Sorry but it makes me glad I live in an apt.  I see why my brother is moving from a house to an apt.  I think his prop. tax is $1000. a month!


----------



## Gemma (Dec 29, 2016)

Ruthanne said:


> Sorry but it makes me glad I live in an apt.  I see why my brother is moving from a house to an apt.  I think his prop. tax is $1000. a month!



Maybe $1000 Year?  Otherwise what you stated would cost him $12,000 a year!


----------



## BlondieBoomer (Dec 29, 2016)

Gemma said:


> Maybe $1000 Year?  Otherwise what you stated would cost him $12,000 a year!

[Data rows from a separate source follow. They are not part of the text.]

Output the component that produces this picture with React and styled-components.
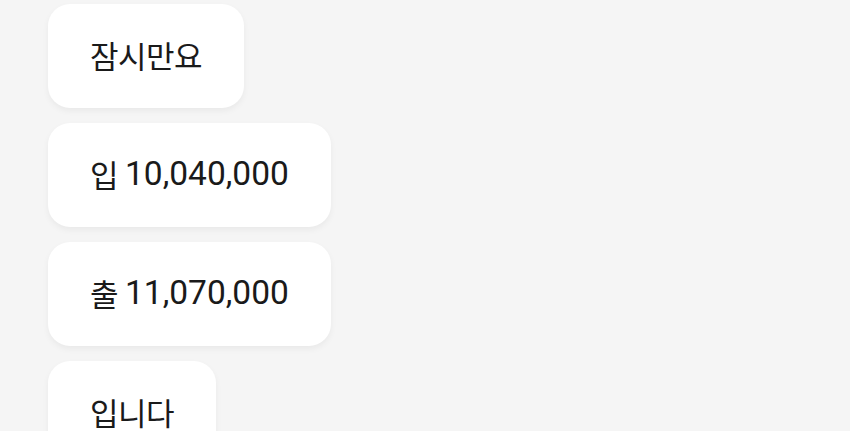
import React from "react";
import styled, { createGlobalStyle } from "styled-components";

const Global = createGlobalStyle`
  html, body { margin: 0; padding: 0; background: #f5f5f5; }
  body { font-family: Roboto, "Noto Sans CJK KR", sans-serif; }
`;

const Page = styled.div`
  width: 850px;
  height: 431px;
  overflow: hidden;
  background: #f5f5f5;
  display: flex;
  flex-direction: column;
  align-items: flex-start;
  gap: 15px;
  padding: 4px 0 0 48px;
  box-sizing: border-box;
`;

const Bubble = styled.div`
  flex: none;
  height: 104px;
  box-sizing: border-box;
  padding: 0 42px 4px 42px;
  display: flex;
  align-items: center;
  background: #ffffff;
  border-radius: 22px;
  box-shadow: 0 3px 6px rgba(0, 0, 0, 0.05);
  color: #1a1a1a;
  font-size: 32px;
  white-space: nowrap;
`;

const Ko = styled.span`
  font-family: "Noto Sans CJK KR", sans-serif;
  font-size: 31px;
  letter-spacing: -0.5px;
`;

const Num = styled.span`
  font-family: Roboto, sans-serif;
  font-size: 33.5px;
  margin-left: ${(p) => p.$gap || 0}px;
`;

export default function App() {
  return (
    <>
      <Global />
      <Page>
        <Bubble>
          <Ko>잠시만요</Ko>
        </Bubble>
        <Bubble>
          <Ko>입</Ko>
          <Num $gap={7}>10,040,000</Num>
        </Bubble>
        <Bubble>
          <Ko>출</Ko>
          <Num $gap={7}>11,070,000</Num>
        </Bubble>
        <Bubble>
          <Ko>입니다</Ko>
        </Bubble>
      </Page>
    </>
  );
}
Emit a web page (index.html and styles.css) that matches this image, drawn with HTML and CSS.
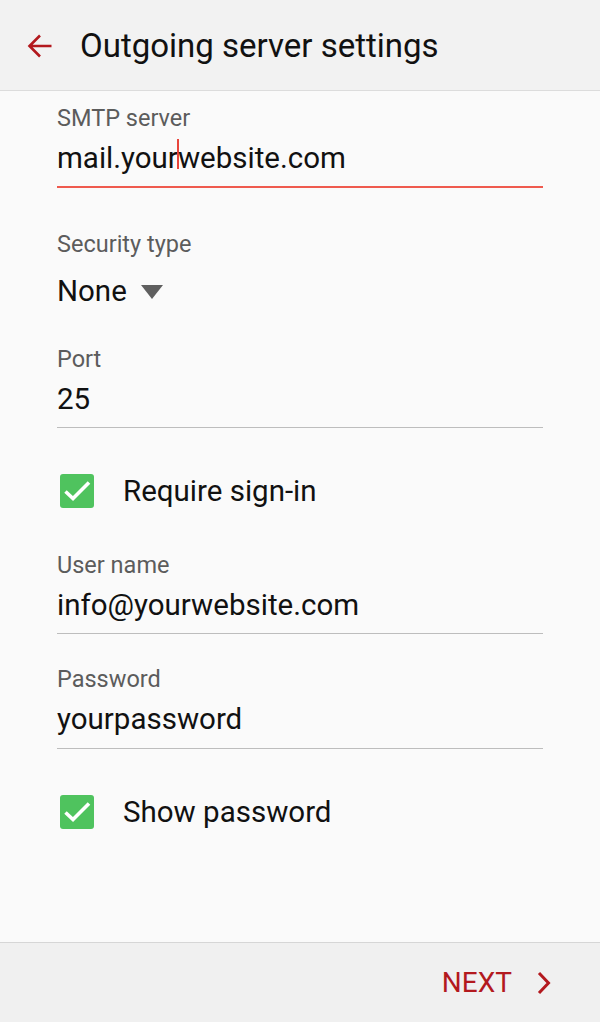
FILE: index.html
```html
<!DOCTYPE html>
<html>
<head>
<meta charset="utf-8">
<link rel="stylesheet" href="styles.css">
</head>
<body>
<div class="screen">
  <header class="appbar">
    <svg class="back" width="26" height="26" viewBox="0 0 26 26"><path d="M25.5 13H3.5M14 2.5L3.5 13L14 23.5" fill="none" stroke="#b3191e" stroke-width="2.6"/></svg>
    <h1 class="title">Outgoing server settings</h1>
  </header>
  <main class="content">
    <div class="field field-focused">
      <div class="label">SMTP server</div>
      <div class="value">mail.your<span class="cursor"></span>website.com</div>
    </div>
    <div class="field field-select">
      <div class="label">Security type</div>
      <div class="value select">None <span class="caret"></span></div>
    </div>
    <div class="field field-port">
      <div class="label">Port</div>
      <div class="value">25</div>
    </div>
    <div class="check-row check-first">
      <span class="checkbox"><svg width="34" height="34" viewBox="0 0 34 34"><path d="M5.5 17.5l7.5 7L29 8.5" fill="none" stroke="#fff" stroke-width="3.6"/></svg></span>
      <span class="check-label">Require sign-in</span>
    </div>
    <div class="field field-user">
      <div class="label">User name</div>
      <div class="value">info@yourwebsite.com</div>
    </div>
    <div class="field field-pass">
      <div class="label">Password</div>
      <div class="value">yourpassword</div>
    </div>
    <div class="check-row check-second">
      <span class="checkbox"><svg width="34" height="34" viewBox="0 0 34 34"><path d="M5.5 17.5l7.5 7L29 8.5" fill="none" stroke="#fff" stroke-width="3.6"/></svg></span>
      <span class="check-label">Show password</span>
    </div>
  </main>
  <footer class="bottombar">
    <span class="next">NEXT</span>
    <svg class="chev" width="16" height="24" viewBox="0 0 16 24"><path d="M3 2l9.5 10L3 22" fill="none" stroke="#b3191e" stroke-width="3"/></svg>
  </footer>
</div>
</body>
</html>
```
FILE: styles.css
```css
* { box-sizing: border-box; }
html, body { margin: 0; padding: 0; }
body {
  font-family: Roboto, "Noto Sans", sans-serif;
  background: #fafafa;
  color: #111;
}
.screen {
  width: 600px;
  height: 1022px;
  display: flex;
  flex-direction: column;
  background: #fafafa;
}
.appbar {
  height: 91px;
  flex: none;
  display: flex;
  align-items: center;
  background: #f2f2f2;
  border-bottom: 1px solid #dcdcdc;
  padding-left: 26px;
}
.back { flex: none; margin-top: 1px; }
.title {
  margin: 0 0 0 28px;
  font-weight: 400;
  font-size: 33px;
  color: #111;
}
.content {
  flex: 1;
  padding: 0 57px;
}
.field {
  border-bottom: 1px solid #bdbdbd;
}
.label {
  font-size: 23.5px;
  line-height: 24px;
  color: #5c5c5c;
}
.value {
  font-size: 29.5px;
  line-height: 36px;
  color: #111;
  margin-top: 10px;
  padding-bottom: 10px;
}
.field-focused { border-bottom: 2px solid #ef5a4e; margin-top: 15px; }
.field-focused .value { margin-top: 9px; padding-bottom: 10px; }
.cursor {
  display: inline-block;
  width: 2px;
  height: 30px;
  background: #e8453c;
  vertical-align: -1px;
  margin: 0 -1px;
}
.field-select { border-bottom: none; margin-top: 44px; }
.select { margin-top: 17px; padding-bottom: 0; display: flex; align-items: center; }
.caret {
  display: inline-block;
  width: 0; height: 0;
  border-left: 11px solid transparent;
  border-right: 11px solid transparent;
  border-top: 14px solid #5f5f5f;
  margin-left: 14px;
  margin-top: 1px;
}
.field-port { margin-top: 38px; }
.check-row {
  display: flex;
  align-items: center;
  height: 34px;
}
.checkbox {
  width: 34px; height: 34px;
  border-radius: 3px;
  background: #4fc35e;
  margin-left: 3px;
  display: flex;
}
.check-label {
  margin-left: 29px;
  font-size: 29.5px;
  color: #111;
}
.check-first { margin-top: 46px; }
.field-user { margin-top: 45px; }
.field-pass { margin-top: 33px; }
.field-pass .value { padding-bottom: 11px; }
.check-second { margin-top: 46px; }
.bottombar {
  flex: none;
  height: 80px;
  background: #f0f0f0;
  border-top: 1px solid #d6d6d6;
  display: flex;
  align-items: center;
  justify-content: flex-end;
  padding-right: 48px;
}
.next {
  font-size: 28px;
  color: #b3191e;
}
.chev { margin-left: 24px; }
```
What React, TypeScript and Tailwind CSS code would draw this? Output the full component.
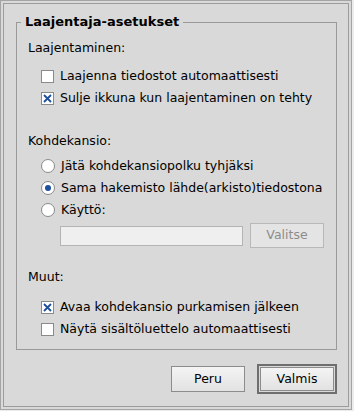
import React from 'react';

function CheckBox({ checked }: { checked?: boolean }) {
  return (
    <span className="w-[13px] h-[13px] border border-[#8a8a8a] bg-white flex items-center justify-center shrink-0">
      {checked && (
        <svg width="9" height="9" viewBox="0 0 9 9">
          <path d="M1 1L8 8M8 1L1 8" stroke="#1c4f9c" strokeWidth="1.8" />
        </svg>
      )}
    </span>
  );
}

function Radio({ checked }: { checked?: boolean }) {
  return (
    <span className="w-[14px] h-[14px] rounded-full border border-[#8a8a8a] bg-white flex items-center justify-center shrink-0">
      {checked && <span className="w-[6px] h-[6px] rounded-full bg-[#1c4f9c]" />}
    </span>
  );
}

function Row({ children, control }: { children: React.ReactNode; control: React.ReactNode }) {
  return (
    <div className="flex items-center gap-[6px] h-[22px] pl-[20px]">
      {control}
      <span>{children}</span>
    </div>
  );
}

export default function App() {
  return (
    <div className="w-[354px] h-[411px] bg-[#ececec]" style={{ fontFamily: '"DejaVu Sans", sans-serif' }}>
      <div className="w-[352px] h-[410px] border border-[#a4a4a4] bg-[#d9d9d9] p-[2px]">
        <div className="h-full border border-[#9c9c9c] pl-[12px] pr-[11px] flex flex-col text-[12.5px] text-black">
          <fieldset className="mt-[10px] border border-[#9a9a9a] pl-[4px] pb-[9px]">
            <legend className="px-[4px] font-bold text-[13px] leading-[16px]">Laajentaja-asetukset</legend>
            <div className="pl-[7px] mt-[7px] h-[22px] flex items-center">Laajentaminen:</div>
            <div className="mt-[6px]">
              <Row control={<CheckBox />}>Laajenna tiedostot automaattisesti</Row>
              <Row control={<CheckBox checked />}>Sulje ikkuna kun laajentaminen on tehty</Row>
            </div>
            <div className="pl-[7px] mt-[21px] h-[22px] flex items-center">Kohdekansio:</div>
            <div className="mt-[3px]">
              <Row control={<Radio />}>Jätä kohdekansiopolku tyhjäksi</Row>
              <Row control={<Radio checked />}>Sama hakemisto lähde(arkisto)tiedostona</Row>
              <Row control={<Radio />}>Käyttö:</Row>
            </div>
            <div className="flex items-center gap-[7px] pl-[39px] mt-[2px] h-[25px]">
              <div className="w-[183px] h-[20px] border border-[#b4b4b4] bg-[#efefef]" />
              <button className="w-[74px] h-[25px] border border-[#b8b8b8] bg-[#e4e4e4] text-[#8c8c8c]">Valitse</button>
            </div>
            <div className="pl-[7px] mt-[18px] h-[22px] flex items-center">Muut:</div>
            <div className="mt-[8px]">
              <Row control={<CheckBox checked />}>Avaa kohdekansio purkamisen jälkeen</Row>
              <Row control={<CheckBox />}>Näytä sisältöluettelo automaattisesti</Row>
            </div>
          </fieldset>
          <div className="flex justify-end items-center gap-[12px] mt-[14px]">
            <button className="w-[74px] h-[26px] border border-[#8c8c8c] bg-gradient-to-b from-[#f4f4f4] to-[#e2e2e2]">Peru</button>
            <div className="border-2 border-[#6e6e6e] p-[1px] bg-[#d9d9d9]">
              <button className="w-[74px] h-[24px] border border-[#8c8c8c] bg-gradient-to-b from-[#f4f4f4] to-[#e2e2e2] block">Valmis</button>
            </div>
          </div>
        </div>
      </div>
    </div>
  );
}
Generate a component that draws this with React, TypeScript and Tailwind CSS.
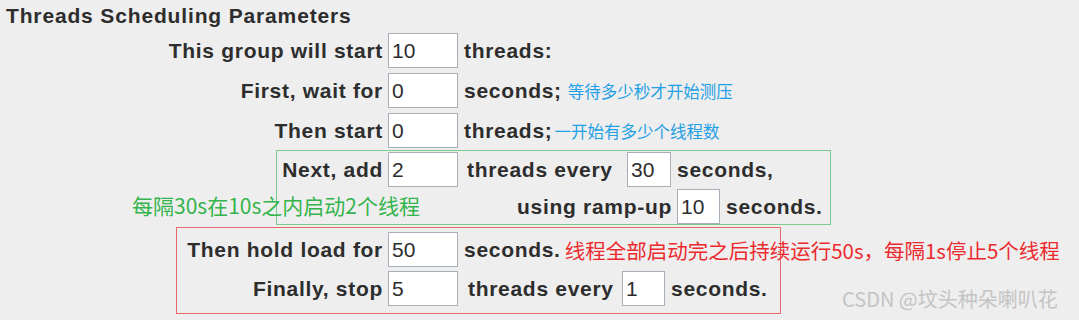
import React from "react";

const labelCls = "shrink-0 text-right pr-[5px] font-bold tracking-[0.7px] whitespace-nowrap";
const textCls = "shrink-0 font-bold tracking-[0.7px] whitespace-nowrap";

function Field({ value, width }: { value: string; width: string }) {
  return (
    <input
      readOnly
      value={value}
      className={`${width} h-[35px] shrink-0 border border-[#a7aeb8] bg-white pl-[3px] text-[21px] text-[#2d2d2d] outline-none`}
    />
  );
}

export default function App() {
  return (
    <div className="relative h-[320px] w-full overflow-hidden bg-[#eeeeee] font-['Liberation_Sans',sans-serif] text-[21px] leading-[24px] text-[#2d2d2d]">
      <div className="h-[33px] pl-[6px] pt-[4px] font-bold tracking-[0.85px]">
        Threads Scheduling Parameters
      </div>

      <div className="flex h-[35px] items-center">
        <div className={`w-[388px] ${labelCls}`}>This group will start</div>
        <Field value="10" width="w-[70px]" />
        <span className={`ml-[6px] ${textCls}`}>threads:</span>
      </div>

      <div className="mt-[5px] flex h-[35px] items-center">
        <div className={`w-[388px] ${labelCls}`}>First, wait for</div>
        <Field value="0" width="w-[70px]" />
        <span className={`ml-[6px] ${textCls}`}>seconds;</span>
        <span className="ml-[6px] shrink-0 whitespace-nowrap font-['Noto_Sans_CJK_SC',sans-serif] text-[16.5px] text-[#1ea0e6]">
          等待多少秒才开始测压
        </span>
      </div>

      <div className="mt-[5px] flex h-[35px] items-center">
        <div className={`w-[388px] ${labelCls}`}>Then start</div>
        <Field value="0" width="w-[70px]" />
        <span className={`ml-[6px] ${textCls}`}>threads;</span>
        <span className="ml-[2px] shrink-0 whitespace-nowrap font-['Noto_Sans_CJK_SC',sans-serif] text-[16.5px] text-[#1ea0e6]">
          一开始有多少个线程数
        </span>
      </div>

      {/* ramp-up block */}
      <div className="ml-[276px] mt-[2px] h-[75px] w-[555px] border border-[#7ccb8d] pt-[1px]">
        <div className="flex h-[35px] items-center">
          <div className={`w-[111px] ${labelCls}`}>Next, add</div>
          <Field value="2" width="w-[70px]" />
          <span className={`w-[169px] pl-[9px] ${textCls}`}>threads every</span>
          <Field value="30" width="w-[44px]" />
          <span className={`ml-[6px] ${textCls}`}>seconds,</span>
        </div>
        <div className="mt-[2px] flex h-[35px] items-center">
          <div className={`w-[400px] ${labelCls}`}>using ramp-up</div>
          <Field value="10" width="w-[43px]" />
          <span className={`ml-[6px] ${textCls}`}>seconds.</span>
        </div>
      </div>

      {/* hold / stop block */}
      <div className="ml-[176px] mt-[2px] h-[87px] w-[605px] border border-[#e86767] pt-[4px]">
        <div className="flex h-[35px] items-center">
          <div className={`w-[211px] ${labelCls}`}>Then hold load for</div>
          <Field value="50" width="w-[70px]" />
          <span className={`ml-[6px] ${textCls}`}>seconds.</span>
          <span className="ml-[4px] shrink-0 whitespace-nowrap font-['Noto_Sans_CJK_SC',sans-serif] text-[20.5px] text-[#ec2a2e]">
            线程全部启动完之后持续运行50s，每隔1s停止5个线程
          </span>
        </div>
        <div className="mt-[4px] flex h-[35px] items-center">
          <div className={`w-[211px] ${labelCls}`}>Finally, stop</div>
          <Field value="5" width="w-[70px]" />
          <span className={`w-[164px] pl-[10px] ${textCls}`}>threads every</span>
          <Field value="1" width="w-[43px]" />
          <span className={`ml-[6px] ${textCls}`}>seconds.</span>
        </div>
      </div>

      <span className="absolute left-[132px] top-[193px] whitespace-nowrap font-['Noto_Sans_CJK_SC',sans-serif] text-[21px] text-[#34b44c]">
        每隔30s在10s之内启动2个线程
      </span>

      <span className="absolute left-[842px] top-[287px] whitespace-nowrap font-['Noto_Sans_CJK_SC',sans-serif] text-[20px] text-[#c4c4c4]">
        CSDN @坟头种朵喇叭花
      </span>
    </div>
  );
}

I have friends in NJ who pay that. And they live in a nice house but it certainly isn't a mansion. Property taxes in some states are like a second mortgage!


----------



## Gemma (Dec 29, 2016)

BlondieBoomer said:


> I have friends in NJ who pay that. And they live in a nice house but it certainly isn't a mansion. Property taxes in some states are like a second mortgage!


Ouch!

I'd never pay property taxes like that.


----------



## RadishRose (Dec 29, 2016)

I don't think Florida has any property tax.


----------



## Shalimar (Dec 29, 2016)

Ouch Ike. Huge hugs, and a tray of your favourite brownies.


----------



## Ken N Tx (Dec 30, 2016)

Just paid our property tax...Just under $1900... Why do people think Texas has high taxes???

.


----------



## ronaldj (Dec 30, 2016)

we live in a hundred year old fixer upper with wood heat...taxes over a grand a year ...gotta pay for all that good government.


----------